Exercise brief
Set each entry down verbatim, omitting images.

Interface markup and scripts:
>> Start

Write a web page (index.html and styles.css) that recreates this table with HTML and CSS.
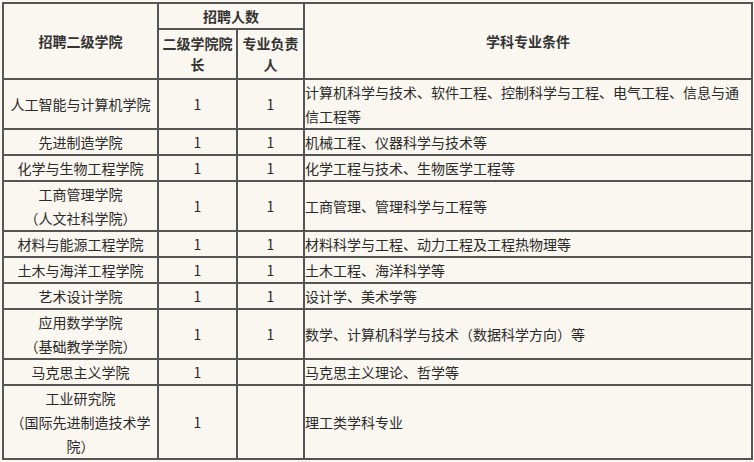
FILE: index.html
```html
<!DOCTYPE html>
<html lang="zh-CN">
<head>
<meta charset="utf-8">
<title>招聘岗位</title>
<link rel="stylesheet" href="styles.css">
</head>
<body>
<table class="recruit">
  <colgroup>
    <col class="c-college">
    <col class="c-dean">
    <col class="c-lead">
    <col class="c-cond">
  </colgroup>
  <thead>
    <tr class="h1">
      <th rowspan="2">招聘二级学院</th>
      <th colspan="2">招聘人数</th>
      <th rowspan="2">学科专业条件</th>
    </tr>
    <tr class="h2">
      <th>二级学院院长</th>
      <th>专业负责人</th>
    </tr>
  </thead>
  <tbody>
    <tr><td>人工智能与计算机学院</td><td>1</td><td>1</td><td class="cond">计算机科学与技术、软件工程、控制科学与工程、电气工程、信息与通信工程等</td></tr>
    <tr><td>先进制造学院</td><td>1</td><td>1</td><td class="cond">机械工程、仪器科学与技术等</td></tr>
    <tr><td>化学与生物工程学院</td><td>1</td><td>1</td><td class="cond">化学工程与技术、生物医学工程等</td></tr>
    <tr><td>工商管理学院<br>（人文社科学院）</td><td>1</td><td>1</td><td class="cond">工商管理、管理科学与工程等</td></tr>
    <tr><td>材料与能源工程学院</td><td>1</td><td>1</td><td class="cond">材料科学与工程、动力工程及工程热物理等</td></tr>
    <tr><td>土木与海洋工程学院</td><td>1</td><td>1</td><td class="cond">土木工程、海洋科学等</td></tr>
    <tr><td>艺术设计学院</td><td>1</td><td>1</td><td class="cond">设计学、美术学等</td></tr>
    <tr><td>应用数学学院<br>（基础教学学院）</td><td>1</td><td>1</td><td class="cond">数学、计算机科学与技术（数据科学方向）等</td></tr>
    <tr><td>马克思主义学院</td><td>1</td><td></td><td class="cond">马克思主义理论、哲学等</td></tr>
    <tr><td>工业研究院<br>（国际先进制造技术学院）</td><td>1</td><td></td><td class="cond">理工类学科专业</td></tr>
  </tbody>
</table>
</body>
</html>
```

FILE: styles.css
```css
html, body {
  margin: 0;
  padding: 0;
  background: #faf7f0;
}

body {
  padding: 2px 0 0 2px;
  font-family: "Noto Sans CJK SC", "Noto Sans", sans-serif;
  font-size: 14px;
  color: #2a2a2a;
}

.recruit {
  border-collapse: collapse;
  table-layout: fixed;
  width: 749px;
  background: #faf7f0;
}

.c-college { width: 155px; }
.c-dean { width: 79px; }
.c-lead { width: 67px; }
.c-cond { width: 448px; }

.recruit th,
.recruit td {
  border: 2px solid #555;
  padding: 0;
  line-height: 24px;
  text-align: center;
  vertical-align: middle;
}

.recruit th {
  font-weight: bold;
  color: #333;
}

.recruit .h1 th {
  height: 24px;
}

.recruit .h2 th {
  height: 48px;
  line-height: 21px;
}

.recruit td.cond {
  text-align: left;
  padding-left: 0;
}
```
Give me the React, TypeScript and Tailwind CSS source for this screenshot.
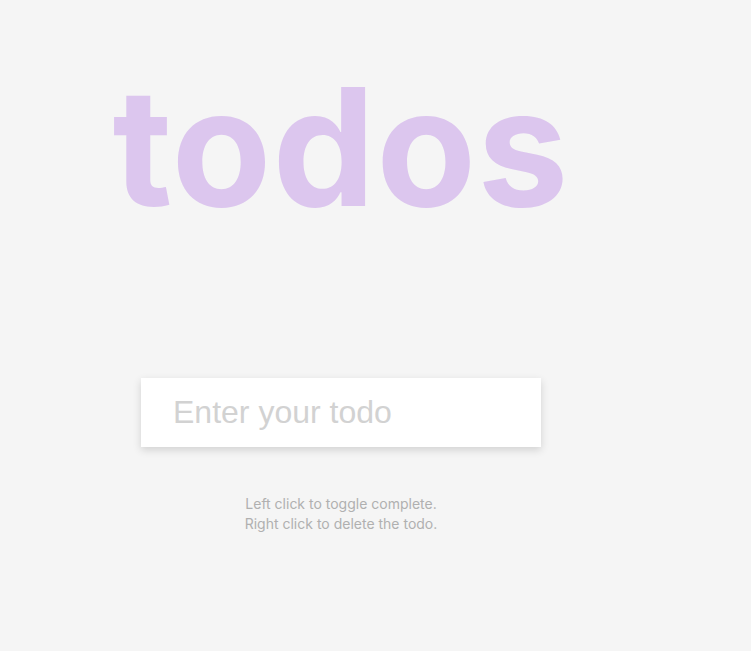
// todo app landing view: big title, entry box and hints

import { useState } from "react";

export default function App() {
  const [todo, setTodo] = useState("");

  return (
    <div className="min-h-screen w-full bg-[#f5f5f5]">
      <div className="w-[682px] flex flex-col items-center">
        <h1 className="mt-[67px] text-[163px] leading-[160px] font-bold text-[#dcc6ee] tracking-[1px] font-['Inter','Open_Sans',sans-serif]">
          todos
        </h1>
        <input
          className="mt-[151px] w-[400px] h-[69px] bg-white pl-8 pr-4 text-[32px] text-[#555] placeholder:text-[#d2d2d2] outline-none shadow-[0_3px_8px_rgba(0,0,0,0.15)] font-['Liberation_Sans',Arial,sans-serif]"
          placeholder="Enter your todo"
          value={todo}
          onChange={(e) => setTodo(e.target.value)}
        />
        <div className="mt-[47px] text-center text-[14px] leading-[20px] text-[#b0b0b0] font-['Inter','Open_Sans',sans-serif]">
          <p>Left click to toggle complete.</p>
          <p>Right click to delete the todo.</p>
        </div>
      </div>
    </div>
  );
}
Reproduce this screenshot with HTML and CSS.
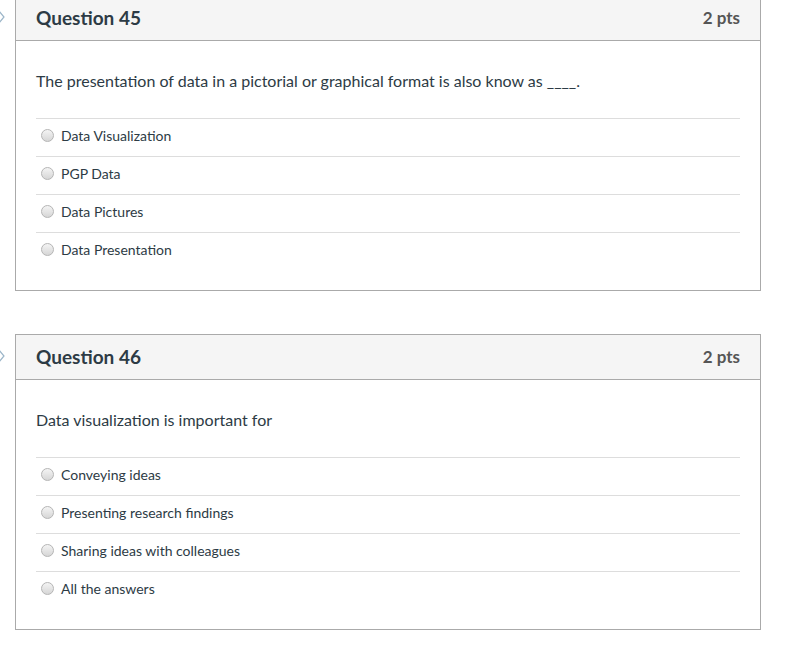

>> End

Output for this task
Write a web page (index.html and styles.css) that recreates this table with HTML and CSS.
FILE: index.html
```html
<!DOCTYPE html>
<html lang="zh-CN">
<head>
<meta charset="utf-8">
<title>招聘岗位</title>
<link rel="stylesheet" href="styles.css">
</head>
<body>
<table class="recruit">
  <colgroup>
    <col class="c-college">
    <col class="c-dean">
    <col class="c-lead">
    <col class="c-cond">
  </colgroup>
  <thead>
    <tr class="h1">
      <th rowspan="2">招聘二级学院</th>
      <th colspan="2">招聘人数</th>
      <th rowspan="2">学科专业条件</th>
    </tr>
    <tr class="h2">
      <th>二级学院院长</th>
      <th>专业负责人</th>
    </tr>
  </thead>
  <tbody>
    <tr><td>人工智能与计算机学院</td><td>1</td><td>1</td><td class="cond">计算机科学与技术、软件工程、控制科学与工程、电气工程、信息与通信工程等</td></tr>
    <tr><td>先进制造学院</td><td>1</td><td>1</td><td class="cond">机械工程、仪器科学与技术等</td></tr>
    <tr><td>化学与生物工程学院</td><td>1</td><td>1</td><td class="cond">化学工程与技术、生物医学工程等</td></tr>
    <tr><td>工商管理学院<br>（人文社科学院）</td><td>1</td><td>1</td><td class="cond">工商管理、管理科学与工程等</td></tr>
    <tr><td>材料与能源工程学院</td><td>1</td><td>1</td><td class="cond">材料科学与工程、动力工程及工程热物理等</td></tr>
    <tr><td>土木与海洋工程学院</td><td>1</td><td>1</td><td class="cond">土木工程、海洋科学等</td></tr>
    <tr><td>艺术设计学院</td><td>1</td><td>1</td><td class="cond">设计学、美术学等</td></tr>
    <tr><td>应用数学学院<br>（基础教学学院）</td><td>1</td><td>1</td><td class="cond">数学、计算机科学与技术（数据科学方向）等</td></tr>
    <tr><td>马克思主义学院</td><td>1</td><td></td><td class="cond">马克思主义理论、哲学等</td></tr>
    <tr><td>工业研究院<br>（国际先进制造技术学院）</td><td>1</td><td></td><td class="cond">理工类学科专业</td></tr>
  </tbody>
</table>
</body>
</html>
```

FILE: styles.css
```css
html, body {
  margin: 0;
  padding: 0;
  background: #faf7f0;
}

body {
  padding: 2px 0 0 2px;
  font-family: "Noto Sans CJK SC", "Noto Sans", sans-serif;
  font-size: 14px;
  color: #2a2a2a;
}

.recruit {
  border-collapse: collapse;
  table-layout: fixed;
  width: 749px;
  background: #faf7f0;
}

.c-college { width: 155px; }
.c-dean { width: 79px; }
.c-lead { width: 67px; }
.c-cond { width: 448px; }

.recruit th,
.recruit td {
  border: 2px solid #555;
  padding: 0;
  line-height: 24px;
  text-align: center;
  vertical-align: middle;
}

.recruit th {
  font-weight: bold;
  color: #333;
}

.recruit .h1 th {
  height: 24px;
}

.recruit .h2 th {
  height: 48px;
  line-height: 21px;
}

.recruit td.cond {
  text-align: left;
  padding-left: 0;
}
```
Give me the React, TypeScript and Tailwind CSS source for this screenshot.
// todo app landing view: big title, entry box and hints

import { useState } from "react";

export default function App() {
  const [todo, setTodo] = useState("");

  return (
    <div className="min-h-screen w-full bg-[#f5f5f5]">
      <div className="w-[682px] flex flex-col items-center">
        <h1 className="mt-[67px] text-[163px] leading-[160px] font-bold text-[#dcc6ee] tracking-[1px] font-['Inter','Open_Sans',sans-serif]">
          todos
        </h1>
        <input
          className="mt-[151px] w-[400px] h-[69px] bg-white pl-8 pr-4 text-[32px] text-[#555] placeholder:text-[#d2d2d2] outline-none shadow-[0_3px_8px_rgba(0,0,0,0.15)] font-['Liberation_Sans',Arial,sans-serif]"
          placeholder="Enter your todo"
          value={todo}
          onChange={(e) => setTodo(e.target.value)}
        />
        <div className="mt-[47px] text-center text-[14px] leading-[20px] text-[#b0b0b0] font-['Inter','Open_Sans',sans-serif]">
          <p>Left click to toggle complete.</p>
          <p>Right click to delete the todo.</p>
        </div>
      </div>
    </div>
  );
}
Reproduce this screenshot with HTML and CSS.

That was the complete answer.